[PROBLEM TO WORK ON] Scan the entries below for the word "Reproduce". Copy each line that has it.
-*-
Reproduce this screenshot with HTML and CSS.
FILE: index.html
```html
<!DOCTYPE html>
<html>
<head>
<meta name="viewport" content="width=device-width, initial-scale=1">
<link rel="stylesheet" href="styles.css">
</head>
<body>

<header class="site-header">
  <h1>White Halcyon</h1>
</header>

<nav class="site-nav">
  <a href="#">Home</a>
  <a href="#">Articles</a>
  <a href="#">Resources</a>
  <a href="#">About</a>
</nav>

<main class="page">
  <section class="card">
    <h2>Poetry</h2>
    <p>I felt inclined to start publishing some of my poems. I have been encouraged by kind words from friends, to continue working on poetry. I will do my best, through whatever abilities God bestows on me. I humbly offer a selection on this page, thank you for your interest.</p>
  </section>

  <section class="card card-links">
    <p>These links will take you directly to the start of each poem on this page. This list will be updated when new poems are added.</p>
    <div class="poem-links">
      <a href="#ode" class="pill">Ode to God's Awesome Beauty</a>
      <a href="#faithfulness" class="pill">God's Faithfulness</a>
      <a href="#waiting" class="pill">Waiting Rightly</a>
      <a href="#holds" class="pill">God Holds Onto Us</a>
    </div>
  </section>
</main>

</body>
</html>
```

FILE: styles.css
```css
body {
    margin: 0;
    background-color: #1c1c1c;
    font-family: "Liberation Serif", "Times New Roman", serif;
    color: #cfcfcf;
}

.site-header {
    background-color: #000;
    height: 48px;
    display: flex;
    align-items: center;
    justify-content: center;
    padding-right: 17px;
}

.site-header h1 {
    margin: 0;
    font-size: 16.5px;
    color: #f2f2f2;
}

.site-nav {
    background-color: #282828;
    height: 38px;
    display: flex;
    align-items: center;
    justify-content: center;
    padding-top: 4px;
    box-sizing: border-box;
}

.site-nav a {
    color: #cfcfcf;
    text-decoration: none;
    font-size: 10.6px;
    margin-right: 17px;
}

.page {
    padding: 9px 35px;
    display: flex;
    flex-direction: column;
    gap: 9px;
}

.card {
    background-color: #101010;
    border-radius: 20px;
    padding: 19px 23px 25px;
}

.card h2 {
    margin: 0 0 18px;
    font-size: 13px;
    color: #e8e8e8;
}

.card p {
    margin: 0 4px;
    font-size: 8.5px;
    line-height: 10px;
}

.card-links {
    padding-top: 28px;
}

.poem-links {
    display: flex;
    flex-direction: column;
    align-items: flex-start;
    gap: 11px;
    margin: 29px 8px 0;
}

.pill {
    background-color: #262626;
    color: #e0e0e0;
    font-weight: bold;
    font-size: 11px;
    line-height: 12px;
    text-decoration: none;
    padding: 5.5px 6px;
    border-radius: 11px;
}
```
-*-
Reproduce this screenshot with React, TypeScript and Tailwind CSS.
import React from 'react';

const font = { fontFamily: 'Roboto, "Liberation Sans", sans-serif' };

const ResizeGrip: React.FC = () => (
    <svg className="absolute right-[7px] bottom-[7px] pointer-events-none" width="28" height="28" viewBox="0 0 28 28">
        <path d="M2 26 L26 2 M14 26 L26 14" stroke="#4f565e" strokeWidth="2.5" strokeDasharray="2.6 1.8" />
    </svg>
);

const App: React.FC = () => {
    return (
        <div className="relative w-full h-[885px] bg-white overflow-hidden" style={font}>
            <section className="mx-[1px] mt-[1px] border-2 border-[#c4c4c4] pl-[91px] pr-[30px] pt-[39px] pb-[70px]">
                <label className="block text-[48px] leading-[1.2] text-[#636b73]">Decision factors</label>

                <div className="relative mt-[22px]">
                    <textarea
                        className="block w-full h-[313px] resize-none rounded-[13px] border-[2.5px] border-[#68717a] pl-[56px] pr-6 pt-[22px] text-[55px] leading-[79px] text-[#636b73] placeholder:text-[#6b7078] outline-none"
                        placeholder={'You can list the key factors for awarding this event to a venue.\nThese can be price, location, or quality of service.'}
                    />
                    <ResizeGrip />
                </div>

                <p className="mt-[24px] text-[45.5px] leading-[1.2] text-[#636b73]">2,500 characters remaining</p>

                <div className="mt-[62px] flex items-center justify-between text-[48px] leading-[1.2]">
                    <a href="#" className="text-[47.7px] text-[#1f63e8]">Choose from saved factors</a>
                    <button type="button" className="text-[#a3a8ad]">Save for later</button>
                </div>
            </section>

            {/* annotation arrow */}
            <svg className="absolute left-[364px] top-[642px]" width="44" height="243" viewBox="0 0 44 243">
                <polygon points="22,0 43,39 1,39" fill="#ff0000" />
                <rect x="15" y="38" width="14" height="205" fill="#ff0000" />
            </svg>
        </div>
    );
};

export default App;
-*-
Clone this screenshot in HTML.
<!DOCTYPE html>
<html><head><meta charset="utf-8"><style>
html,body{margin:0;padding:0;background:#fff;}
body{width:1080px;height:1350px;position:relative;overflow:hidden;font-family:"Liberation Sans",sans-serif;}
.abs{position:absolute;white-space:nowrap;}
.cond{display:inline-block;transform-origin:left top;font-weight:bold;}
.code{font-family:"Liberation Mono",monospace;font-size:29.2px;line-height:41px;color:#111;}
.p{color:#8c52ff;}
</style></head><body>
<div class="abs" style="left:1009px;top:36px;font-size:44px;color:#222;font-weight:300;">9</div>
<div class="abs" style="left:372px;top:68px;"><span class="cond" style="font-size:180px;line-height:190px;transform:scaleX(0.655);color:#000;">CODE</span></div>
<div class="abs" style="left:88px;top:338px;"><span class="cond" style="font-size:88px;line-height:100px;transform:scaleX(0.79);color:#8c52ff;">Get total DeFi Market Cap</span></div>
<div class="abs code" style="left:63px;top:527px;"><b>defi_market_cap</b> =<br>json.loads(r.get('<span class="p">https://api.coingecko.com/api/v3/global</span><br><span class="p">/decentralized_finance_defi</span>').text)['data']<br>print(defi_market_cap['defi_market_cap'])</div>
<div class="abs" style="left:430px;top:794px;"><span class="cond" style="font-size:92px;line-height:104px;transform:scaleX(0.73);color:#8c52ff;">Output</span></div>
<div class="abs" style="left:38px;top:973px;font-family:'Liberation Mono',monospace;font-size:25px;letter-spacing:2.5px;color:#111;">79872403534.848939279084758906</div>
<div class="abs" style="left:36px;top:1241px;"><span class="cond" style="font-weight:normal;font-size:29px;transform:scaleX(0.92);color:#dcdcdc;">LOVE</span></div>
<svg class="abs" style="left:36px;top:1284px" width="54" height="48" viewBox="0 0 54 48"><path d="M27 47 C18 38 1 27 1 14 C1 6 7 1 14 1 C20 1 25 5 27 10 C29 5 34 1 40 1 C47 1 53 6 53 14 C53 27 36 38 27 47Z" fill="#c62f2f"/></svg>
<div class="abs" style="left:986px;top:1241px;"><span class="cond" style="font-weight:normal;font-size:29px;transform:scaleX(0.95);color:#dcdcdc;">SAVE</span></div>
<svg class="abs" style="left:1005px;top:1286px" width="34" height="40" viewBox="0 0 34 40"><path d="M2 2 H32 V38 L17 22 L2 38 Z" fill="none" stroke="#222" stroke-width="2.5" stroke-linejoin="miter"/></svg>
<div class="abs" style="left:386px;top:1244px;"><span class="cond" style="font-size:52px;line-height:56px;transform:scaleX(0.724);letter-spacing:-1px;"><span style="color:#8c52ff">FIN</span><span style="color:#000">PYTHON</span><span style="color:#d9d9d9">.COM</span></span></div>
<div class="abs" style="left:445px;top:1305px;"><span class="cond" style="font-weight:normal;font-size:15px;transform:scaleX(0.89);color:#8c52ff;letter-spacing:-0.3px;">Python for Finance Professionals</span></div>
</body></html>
-*-
[SOLUTION]
Reproduce this screenshot with HTML and CSS.
Reproduce this screenshot with React, TypeScript and Tailwind CSS.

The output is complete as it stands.